Real life, in the context of mortality, is the story of regular people suffering anonymously from the deaths of our loved ones and then aching for ways to find them.
In the end, what’s really left for the survivors of Presley, Jackson, Fawcett, and millions of other people, anonymous, hard-working, young, old, died naturally, compulsively, intentionally, in war, in vehicular accidents, at the hands of lovers, from myriad diseases, whatever it may be: What’s really left is our need to visit with our beloved dead. We will play Jackson’s music and honor an era and, yes, a man.

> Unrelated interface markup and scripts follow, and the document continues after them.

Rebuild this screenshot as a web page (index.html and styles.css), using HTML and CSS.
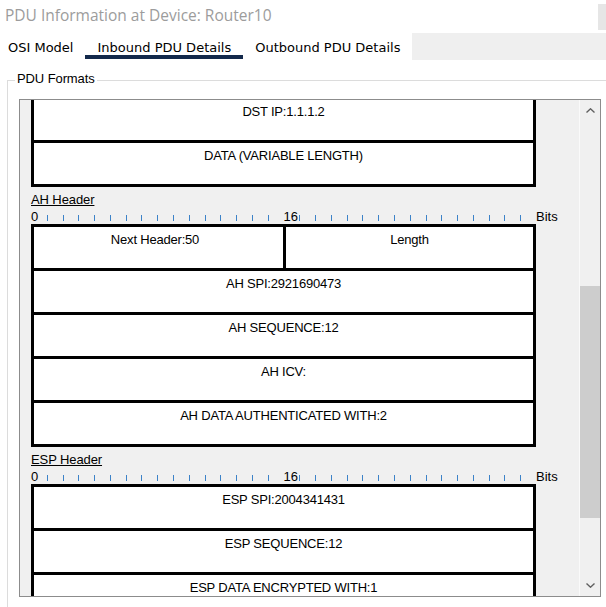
FILE: index.html
```html
<!DOCTYPE html>
<html>
<head>
<meta charset="utf-8">
<title>PDU Information</title>
<link rel="stylesheet" href="styles.css">
</head>
<body>
<div class="titlebar">
  <div class="title">PDU Information at Device: Router10</div>
  <div class="title-btn"></div>
</div>
<div class="tabs">
  <div class="tab first">OSI Model</div>
  <div class="tab active">Inbound PDU Details</div>
  <div class="tab">Outbound PDU Details</div>
  <div class="tab-fill"></div>
</div>
<div class="group">
  <div class="group-label">PDU Formats</div>
  <div class="scrollbox">
    <div class="viewport">
      <div class="pdu-box cut">
        <div class="row first-cut"><div class="cell">DST IP:1.1.1.2</div></div>
        <div class="row"><div class="cell">DATA (VARIABLE LENGTH)</div></div>
      </div>

      <div class="hdr">AH Header</div>
      <div class="ruler-row">
        <div class="ruler">
          <span class="rl">0</span><i></i><i></i><i></i><i></i><i></i><i></i><i></i><i></i><i></i><i></i><i></i><i></i><i></i><i></i><i></i><span class="rl">16</span><i></i><i></i><i></i><i></i><i></i><i></i><i></i><i></i><i></i><i></i><i></i><i></i><i></i><i></i><i></i>
        </div>
        <span class="bits">Bits</span>
      </div>
      <div class="pdu-box">
        <div class="row"><div class="cell half left">Next Header:50</div><div class="cell half right">Length</div></div>
        <div class="row"><div class="cell">AH SPI:2921690473</div></div>
        <div class="row"><div class="cell">AH SEQUENCE:12</div></div>
        <div class="row"><div class="cell">AH ICV:</div></div>
        <div class="row"><div class="cell">AH DATA AUTHENTICATED WITH:2</div></div>
      </div>

      <div class="hdr">ESP Header</div>
      <div class="ruler-row">
        <div class="ruler">
          <span class="rl">0</span><i></i><i></i><i></i><i></i><i></i><i></i><i></i><i></i><i></i><i></i><i></i><i></i><i></i><i></i><i></i><span class="rl">16</span><i></i><i></i><i></i><i></i><i></i><i></i><i></i><i></i><i></i><i></i><i></i><i></i><i></i><i></i><i></i>
        </div>
        <span class="bits">Bits</span>
      </div>
      <div class="pdu-box">
        <div class="row"><div class="cell">ESP SPI:2004341431</div></div>
        <div class="row"><div class="cell">ESP SEQUENCE:12</div></div>
        <div class="row"><div class="cell">ESP DATA ENCRYPTED WITH:1</div></div>
      </div>
    </div>
    <div class="scrollbar">
      <div class="sb-btn">
        <svg width="9" height="5" viewBox="0 0 9 5"><polyline points="0.5,4.5 4.5,0.8 8.5,4.5" fill="none" stroke="#606060" stroke-width="1.4"/></svg>
      </div>
      <div class="sb-track"><div class="sb-thumb"></div></div>
      <div class="sb-btn">
        <svg width="9" height="5" viewBox="0 0 9 5"><polyline points="0.5,0.5 4.5,4.2 8.5,0.5" fill="none" stroke="#606060" stroke-width="1.4"/></svg>
      </div>
    </div>
  </div>
</div>
</body>
</html>
```

FILE: styles.css
```css
html, body {
  margin: 0;
  padding: 0;
  background: #ffffff;
}
body {
  width: 606px;
  height: 607px;
  overflow: hidden;
  font-family: "Liberation Sans", Arial, sans-serif;
  font-size: 13px;
  line-height: 15px;
  color: #000;
}

/* title */
.titlebar {
  display: flex;
  align-items: flex-start;
  height: 33px;
}
.title {
  padding: 5px 0 0 5px;
  font-family: "Open Sans", "Noto Sans", sans-serif;
  font-size: 15.5px;
  line-height: 20px;
  color: #9c9c9c;
  white-space: nowrap;
}
.title-btn {
  margin-left: auto;
  margin-top: 4px;
  width: 8px;
  height: 26px;
  background: #e6e6e6;
}

/* tabs */
.tabs {
  display: flex;
  align-items: flex-start;
  height: 27px;
}
.tab {
  padding: 7px 12px 0;
  font-family: "DejaVu Sans", Verdana, sans-serif;
  font-size: 13px;
  line-height: 15px;
  white-space: nowrap;
  border-bottom: 4px solid transparent;
}
.tab.first {
  padding-left: 8px;
}
.tab.active {
  border-bottom-color: #13294b;
}
.tab-fill {
  flex: 1;
  height: 27px;
  background: #efefef;
}

/* group box */
.group {
  margin: 20px 0 0 7px;
  border-top: 1px solid #dcdcdc;
  border-left: 1px solid #dcdcdc;
  height: 526px;
}
.group-label {
  display: block;
  width: fit-content;
  margin: -10px 0 0 7px;
  padding: 0 2px;
  background: #fff;
  letter-spacing: -0.1px;
}

/* scroll area */
.scrollbox {
  display: flex;
  margin: 13px 0 0 11px;
  width: 582px;
  height: 498px;
  box-sizing: border-box;
  border: 1px solid #8c8c8c;
  background: #f0f0f0;
}
.viewport {
  width: 559px;
  height: 496px;
  overflow: hidden;
  padding-left: 11px;
  box-sizing: border-box;
}

.pdu-box {
  width: 505px;
  box-sizing: border-box;
  border: 3px solid #000;
  background: #fff;
}
.pdu-box.cut {
  border-top: none;
}
.row {
  display: flex;
  height: 41px;
  border-top: 3px solid #000;
}
.row:first-child {
  border-top: none;
}
.row.first-cut {
  height: 40px;
}
.cell {
  flex: 1;
  padding-top: 5px;
  text-align: center;
  letter-spacing: -0.2px;
  white-space: nowrap;
}
.row.first-cut .cell {
  padding-top: 4px;
}
.cell.half.left {
  flex: none;
  width: 249px;
  padding-right: 7px;
  box-sizing: border-box;
}
.cell.half.right {
  border-left: 3px solid #000;
}

.hdr {
  margin-top: 5px;
  width: fit-content;
  letter-spacing: -0.1px;
  text-decoration: underline;
}
.ruler-row {
  display: flex;
  margin-top: 2px;
  height: 15px;
}
.ruler {
  display: grid;
  grid-template-columns: repeat(32, 1fr);
  width: 505px;
  height: 15px;
}
.ruler i {
  display: block;
  width: 0;
  height: 6px;
  margin-top: 6px;
  border-left: 1px solid #3c82c8;
}
.rl {
  white-space: nowrap;
}
.bits {
  white-space: nowrap;
}

/* scrollbar */
.scrollbar {
  display: flex;
  flex-direction: column;
  width: 20px;
  border-left: 1px solid #fafafa;
  background: #f0f0f0;
}
.sb-btn {
  display: flex;
  align-items: center;
  justify-content: center;
  height: 21px;
}
.sb-btn svg {
  display: block;
}
.sb-track {
  flex: 1;
}
.sb-thumb {
  margin-top: 165px;
  height: 232px;
  background: #cdcdcd;
}
```
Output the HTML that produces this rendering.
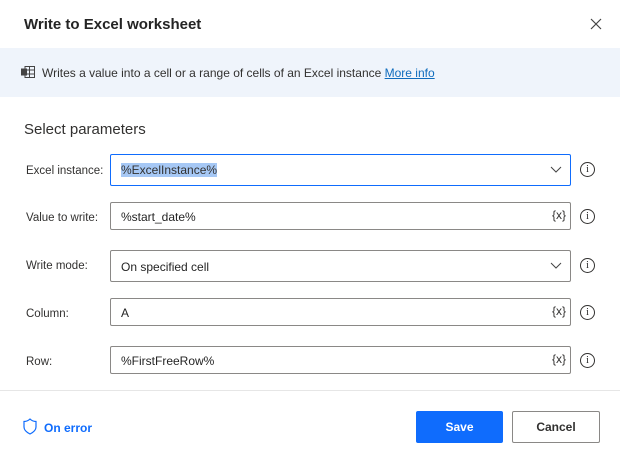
<!DOCTYPE html>
<html><head><style>
body{margin:0;width:620px;height:463px;background:#fff;font-family:"Liberation Sans",sans-serif;color:#242424;position:relative;overflow:hidden}
.a{position:absolute}
.lbl{position:absolute;left:26px;font-size:11.5px;color:#323130}
.box{position:absolute;left:110px;width:461px;border:1px solid #8a8886;border-radius:2px;box-sizing:border-box;font-size:12px}
.box span{position:absolute;left:10px}
.fx{position:absolute;right:4px;font-size:12px;color:#323130}
.info{position:absolute;left:580px;width:13px;height:13px;border:1px solid #323130;border-radius:50%;font-size:10px;text-align:center;line-height:13px;font-family:"Liberation Serif",serif}
</style></head><body>
<div class="a" style="left:24px;top:16px;font-size:15px;font-weight:bold;color:#242424">Write to Excel worksheet</div>
<svg class="a" style="left:590px;top:18px" width="12" height="12"><path d="M1 1L11 11M11 1L1 11" stroke="#444" stroke-width="1.2"/></svg>
<div class="a" style="left:0;top:48px;width:620px;height:49px;background:#eff4fb"></div>
<svg class="a" style="left:21px;top:66px" width="14" height="12"><rect x="4" y="0.5" width="9.5" height="11" fill="none" stroke="#444"/><path d="M4 4h9.5M4 8h9.5M8.5 0.5v11" stroke="#444"/><rect x="0" y="2.5" width="6" height="7" fill="#444"/></svg>
<div class="a" style="left:42px;top:66px;font-size:12px;color:#323130">Writes a value into a cell or a range of cells of an Excel instance <span style="color:#0f6cbd;text-decoration:underline">More info</span></div>
<div class="a" style="left:24px;top:121px;font-size:15px;color:#323130">Select parameters</div>

<div class="lbl" style="top:165px">Excel instance:</div>
<div class="box" style="top:154px;height:32px;border:1px solid #0f6cfd"><span style="top:8px;background:#a6c8f5;color:#323130;left:10px">%ExcelInstance%</span>
<svg class="a" style="right:8px;top:11px" width="12" height="8"><path d="M1 1l5 5 5-5" stroke="#444" fill="none"/></svg></div>
<div class="info" style="top:162px">i</div>

<div class="lbl" style="top:212px">Value to write:</div>
<div class="box" style="top:202px;height:28px"><span style="top:7px">%start_date%</span><div class="fx" style="top:5px">{x}</div></div>
<div class="info" style="top:209px">i</div>

<div class="lbl" style="top:260px">Write mode:</div>
<div class="box" style="top:250px;height:32px"><span style="top:9px">On specified cell</span>
<svg class="a" style="right:8px;top:11px" width="12" height="8"><path d="M1 1l5 5 5-5" stroke="#444" fill="none"/></svg></div>
<div class="info" style="top:258px">i</div>

<div class="lbl" style="top:308px">Column:</div>
<div class="box" style="top:298px;height:28px"><span style="top:7px">A</span><div class="fx" style="top:5px">{x}</div></div>
<div class="info" style="top:305px">i</div>

<div class="lbl" style="top:356px">Row:</div>
<div class="box" style="top:346px;height:28px"><span style="top:7px">%FirstFreeRow%</span><div class="fx" style="top:5px">{x}</div></div>
<div class="info" style="top:353px">i</div>

<div class="a" style="left:0;top:390px;width:620px;height:1px;background:#e6e6e6"></div>
<svg class="a" style="left:23px;top:418px" width="14" height="17"><path d="M7 1C5 3 3 3.5 1 3.5V9c0 3.5 3 5.5 6 7 3-1.5 6-3.5 6-7V3.5C11 3.5 9 3 7 1z" fill="none" stroke="#0f6cfd" stroke-width="1.2"/></svg>
<div class="a" style="left:44px;top:421px;font-size:12px;color:#0f6cfd;font-weight:bold">On error</div>
<div class="a" style="left:416px;top:411px;width:87px;height:32px;background:#0f6cfd;border-radius:2px;color:#fff;font-size:12px;font-weight:bold;text-align:center;line-height:32px">Save</div>
<div class="a" style="left:512px;top:411px;width:88px;height:32px;border:1px solid #8a8886;box-sizing:border-box;border-radius:2px;font-size:12px;font-weight:bold;text-align:center;line-height:30px;color:#323130">Cancel</div>
</body></html>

But we still need to visit with the father we lost, the grandmother who made us that warm bread, the brother who was taken from us inexplicably in somebody’s war. Real life, in the context of mortality, is the story of regular people suffering anonymously from the deaths of our loved ones that nobody but us really knew and then aching for ways to find them.
There is a way to visit with the dead. It doesn’t involve séances, media, computer-enhancement, incense, and it’s nobody else’s business. It doesn’t even have to involve a religion. Prayer is a chance to visit with somebody. When you pray, however you pray, you recreate the meaning of a lost life. You relearn someone’s values, his or her quiet place in your spirit. You can practically hear his voice telling you what to do in that decisive moment when you were in pain; you can recall her laughter when something revealing was discovered between the two of you that lightened your sadness.
Prayer is the faithful partner of memory in keeping our dead very much alive because it gives them back the one thing all the fuss denies them—intimacy. The dead don’t disappear when we allow them to continue to quietly inform our lives.